"I'm Raising Adults" is Great -- Until They Become Adults

I've said before (and will likely say many more times) that I have never thought of my role as a mother as "raising children." Instead, I've insisted on playing the long game, that is to say, "raising adults." That doesn't mean I've rushed their childhoods by any means. It just means that I prioritized raising self-sufficient humans who are confident and able to manage things like making their own doctor's appointments and balancing their own checking accounts. And if I may pat myself on the back for a moment, I've done pretty well at this. I've been comfortable with allowing my kids to fail forward, to learn from their own mistakes, to be there to help them pick up the pieces along the way. 

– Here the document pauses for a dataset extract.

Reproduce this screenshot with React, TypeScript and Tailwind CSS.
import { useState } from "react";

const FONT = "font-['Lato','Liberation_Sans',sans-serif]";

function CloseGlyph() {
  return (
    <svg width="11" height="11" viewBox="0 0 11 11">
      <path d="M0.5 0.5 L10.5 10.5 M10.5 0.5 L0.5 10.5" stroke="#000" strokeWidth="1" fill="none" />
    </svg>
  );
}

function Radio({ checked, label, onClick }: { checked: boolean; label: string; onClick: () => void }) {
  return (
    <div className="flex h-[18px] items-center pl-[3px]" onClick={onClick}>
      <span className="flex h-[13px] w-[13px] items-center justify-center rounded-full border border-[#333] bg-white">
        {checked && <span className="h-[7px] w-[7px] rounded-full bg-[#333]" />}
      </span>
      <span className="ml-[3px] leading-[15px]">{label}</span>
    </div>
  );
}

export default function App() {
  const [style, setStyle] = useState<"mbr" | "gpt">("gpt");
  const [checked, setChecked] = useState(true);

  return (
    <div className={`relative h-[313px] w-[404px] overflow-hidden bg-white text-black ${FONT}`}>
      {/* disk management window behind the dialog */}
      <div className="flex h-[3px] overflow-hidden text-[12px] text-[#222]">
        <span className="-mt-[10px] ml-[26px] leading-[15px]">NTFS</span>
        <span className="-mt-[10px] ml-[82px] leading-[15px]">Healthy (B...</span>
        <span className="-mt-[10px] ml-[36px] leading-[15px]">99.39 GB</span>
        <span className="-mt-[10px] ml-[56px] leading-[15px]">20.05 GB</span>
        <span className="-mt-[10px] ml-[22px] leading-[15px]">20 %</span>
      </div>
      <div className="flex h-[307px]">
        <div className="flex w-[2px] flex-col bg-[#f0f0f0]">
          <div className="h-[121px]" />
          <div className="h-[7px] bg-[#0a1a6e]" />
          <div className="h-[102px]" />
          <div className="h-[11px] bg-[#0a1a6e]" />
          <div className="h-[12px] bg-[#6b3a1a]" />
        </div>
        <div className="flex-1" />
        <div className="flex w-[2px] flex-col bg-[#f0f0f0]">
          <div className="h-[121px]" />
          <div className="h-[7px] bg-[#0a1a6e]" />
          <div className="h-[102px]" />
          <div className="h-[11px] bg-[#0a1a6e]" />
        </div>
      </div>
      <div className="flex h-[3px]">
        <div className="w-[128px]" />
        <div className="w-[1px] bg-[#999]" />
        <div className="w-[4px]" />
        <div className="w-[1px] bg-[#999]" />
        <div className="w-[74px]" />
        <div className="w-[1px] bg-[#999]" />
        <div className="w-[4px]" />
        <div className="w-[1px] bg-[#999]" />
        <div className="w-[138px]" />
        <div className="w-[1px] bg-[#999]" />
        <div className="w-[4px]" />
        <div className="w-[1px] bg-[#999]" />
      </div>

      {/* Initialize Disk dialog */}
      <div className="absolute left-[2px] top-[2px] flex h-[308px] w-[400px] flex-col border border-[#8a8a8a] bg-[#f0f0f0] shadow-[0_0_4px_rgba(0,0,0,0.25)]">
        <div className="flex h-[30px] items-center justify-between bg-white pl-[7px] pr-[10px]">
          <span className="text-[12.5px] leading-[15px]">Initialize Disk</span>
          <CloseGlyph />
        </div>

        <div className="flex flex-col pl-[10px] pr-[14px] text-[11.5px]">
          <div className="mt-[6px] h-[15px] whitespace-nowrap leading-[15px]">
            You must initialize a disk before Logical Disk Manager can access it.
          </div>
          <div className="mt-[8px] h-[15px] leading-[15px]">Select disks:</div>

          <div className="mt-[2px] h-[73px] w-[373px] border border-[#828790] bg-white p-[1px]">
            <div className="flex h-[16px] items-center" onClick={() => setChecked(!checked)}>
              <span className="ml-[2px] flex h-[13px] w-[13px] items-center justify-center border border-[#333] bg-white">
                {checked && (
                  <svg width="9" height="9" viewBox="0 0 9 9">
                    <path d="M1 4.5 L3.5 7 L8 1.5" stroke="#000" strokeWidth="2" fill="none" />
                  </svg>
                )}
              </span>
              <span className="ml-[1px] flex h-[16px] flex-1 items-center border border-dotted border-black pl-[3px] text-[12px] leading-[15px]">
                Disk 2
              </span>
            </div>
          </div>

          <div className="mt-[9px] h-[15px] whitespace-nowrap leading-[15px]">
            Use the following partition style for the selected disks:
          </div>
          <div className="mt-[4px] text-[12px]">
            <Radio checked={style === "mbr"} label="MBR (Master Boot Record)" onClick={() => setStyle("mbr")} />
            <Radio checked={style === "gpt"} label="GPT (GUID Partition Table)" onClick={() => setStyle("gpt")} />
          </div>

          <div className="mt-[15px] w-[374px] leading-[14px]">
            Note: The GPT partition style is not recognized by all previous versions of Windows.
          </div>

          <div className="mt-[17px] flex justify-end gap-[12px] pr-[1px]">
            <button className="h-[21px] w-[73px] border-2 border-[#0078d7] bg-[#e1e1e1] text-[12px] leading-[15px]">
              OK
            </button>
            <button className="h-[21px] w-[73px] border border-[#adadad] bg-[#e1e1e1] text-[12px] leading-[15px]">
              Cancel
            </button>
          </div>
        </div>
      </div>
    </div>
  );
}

But here's what I'm learning in this new season of life. Those children in your house? They actually do become adults. Like real adults. They move away, to faraway places, and they do things like join the Air Force and get married. And one day, when you least expect it, they will send you pictures from Costco. Costco, of all places. With their WIFE. What is this madness?

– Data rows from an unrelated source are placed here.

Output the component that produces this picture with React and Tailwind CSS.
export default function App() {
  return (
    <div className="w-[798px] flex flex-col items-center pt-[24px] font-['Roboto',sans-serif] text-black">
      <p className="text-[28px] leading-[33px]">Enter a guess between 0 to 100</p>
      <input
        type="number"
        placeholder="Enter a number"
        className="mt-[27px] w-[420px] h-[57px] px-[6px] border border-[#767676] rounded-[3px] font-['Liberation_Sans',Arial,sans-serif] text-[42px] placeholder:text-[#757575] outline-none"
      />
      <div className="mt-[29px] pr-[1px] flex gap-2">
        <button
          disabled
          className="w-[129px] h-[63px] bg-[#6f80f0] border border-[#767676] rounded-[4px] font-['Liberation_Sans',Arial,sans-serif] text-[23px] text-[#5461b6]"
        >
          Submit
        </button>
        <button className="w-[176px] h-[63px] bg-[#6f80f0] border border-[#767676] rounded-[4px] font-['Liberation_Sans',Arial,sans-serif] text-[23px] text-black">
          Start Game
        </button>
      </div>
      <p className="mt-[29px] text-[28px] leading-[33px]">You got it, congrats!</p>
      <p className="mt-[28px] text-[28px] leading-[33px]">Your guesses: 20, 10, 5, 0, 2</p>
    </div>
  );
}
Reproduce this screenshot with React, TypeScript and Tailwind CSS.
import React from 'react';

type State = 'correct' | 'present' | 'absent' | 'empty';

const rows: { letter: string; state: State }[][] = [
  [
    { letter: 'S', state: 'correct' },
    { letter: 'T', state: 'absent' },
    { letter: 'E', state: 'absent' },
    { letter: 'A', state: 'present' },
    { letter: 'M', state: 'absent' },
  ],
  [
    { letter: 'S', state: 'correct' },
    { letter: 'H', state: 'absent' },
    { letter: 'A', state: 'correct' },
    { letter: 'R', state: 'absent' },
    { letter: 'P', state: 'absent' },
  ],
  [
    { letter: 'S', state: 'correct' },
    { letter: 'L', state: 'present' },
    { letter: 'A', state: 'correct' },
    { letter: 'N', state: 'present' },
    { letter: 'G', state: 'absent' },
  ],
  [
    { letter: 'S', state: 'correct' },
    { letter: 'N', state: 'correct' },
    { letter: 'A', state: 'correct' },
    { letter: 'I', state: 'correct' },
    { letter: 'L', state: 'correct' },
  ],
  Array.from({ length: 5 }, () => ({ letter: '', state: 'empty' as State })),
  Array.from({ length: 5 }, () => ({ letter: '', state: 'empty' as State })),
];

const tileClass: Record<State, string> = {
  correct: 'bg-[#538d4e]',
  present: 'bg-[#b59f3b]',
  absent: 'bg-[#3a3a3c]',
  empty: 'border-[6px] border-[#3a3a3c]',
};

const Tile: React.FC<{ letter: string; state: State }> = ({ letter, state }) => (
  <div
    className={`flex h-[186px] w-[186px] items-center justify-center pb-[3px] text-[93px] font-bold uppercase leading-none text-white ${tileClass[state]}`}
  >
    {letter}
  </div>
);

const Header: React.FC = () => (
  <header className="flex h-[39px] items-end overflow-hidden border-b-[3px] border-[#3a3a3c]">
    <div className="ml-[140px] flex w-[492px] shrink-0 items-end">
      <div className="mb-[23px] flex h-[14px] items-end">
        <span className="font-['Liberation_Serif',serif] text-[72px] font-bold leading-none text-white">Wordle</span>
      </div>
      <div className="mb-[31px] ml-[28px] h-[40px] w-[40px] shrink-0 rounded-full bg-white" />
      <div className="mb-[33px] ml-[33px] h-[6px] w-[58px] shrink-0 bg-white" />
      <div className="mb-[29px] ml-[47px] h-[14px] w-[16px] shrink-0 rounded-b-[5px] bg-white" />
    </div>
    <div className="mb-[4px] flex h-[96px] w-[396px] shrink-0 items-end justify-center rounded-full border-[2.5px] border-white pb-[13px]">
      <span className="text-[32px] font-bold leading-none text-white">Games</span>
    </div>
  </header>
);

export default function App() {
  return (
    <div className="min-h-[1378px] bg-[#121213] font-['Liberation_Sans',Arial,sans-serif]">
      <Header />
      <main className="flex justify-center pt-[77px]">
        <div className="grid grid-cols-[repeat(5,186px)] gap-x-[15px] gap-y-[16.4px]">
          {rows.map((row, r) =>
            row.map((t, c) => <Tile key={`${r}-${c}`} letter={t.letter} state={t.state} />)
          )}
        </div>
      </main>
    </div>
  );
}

They will message you things like, "Look at this great deal I got on a TV for our house," or "Check out this sale on chicken!" But literally yesterday, you were nagging them about turning in permission slips and cleaning their rooms. Time is a tricky, slippery bandit, trust me. 

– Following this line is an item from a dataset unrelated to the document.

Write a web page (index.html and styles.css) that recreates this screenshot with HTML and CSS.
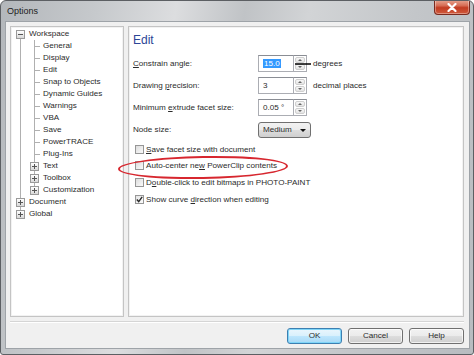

You will placate yourself, thinking, "Hey, I still have kids at home, so I still must be young and hip." Then your next kid will turn eight-freaking-teen without even asking, and the next thing you know, you will be in a tattoo parlor (what a funny word, parlor) getting yet another mother-child tattoo. The first one in Mandarin for your linguist son, this one a different kind of sun to complement your daughter's moon -- as in I love you to the moon and back. 

And birthday presents will be be college-themed, because you see what is next on the horizon, and a shower caddy makes sense, after all. 


You will look at your youngest, the baby bird still in the nest for now, and while you are so thankful for the nearly 5 years ahead, your heart will ache a little as well, because you know within months, he will have yet another older sibling move on without him. 

But just when you find yourself start to wonder what comes next, your adult son will FaceTime you, to say, "Mom! I have to show you this amazing thing!" and though you are expecting something homeowner-related, he will turn the camera on "the biggest salamander [he's] ever seen in his whole life!"


And suddenly, it's like no time at all has passed, and you are back on Mill Street by the creek, keeping an eye on three little ones as they flip stones and hunt for salamanders and frogs and snakes. And you will sit with the wonder of it all, at the immense expanse of love and time and motherhood. It's as though Love knew that even as you are trying to embrace this whole "Mom of Adult Kids" thing, you might need a moment to recall your "Mom of Littles" era, too. 

You will breathe it all in, trying to make it all last as long as you can. That's really all you can do.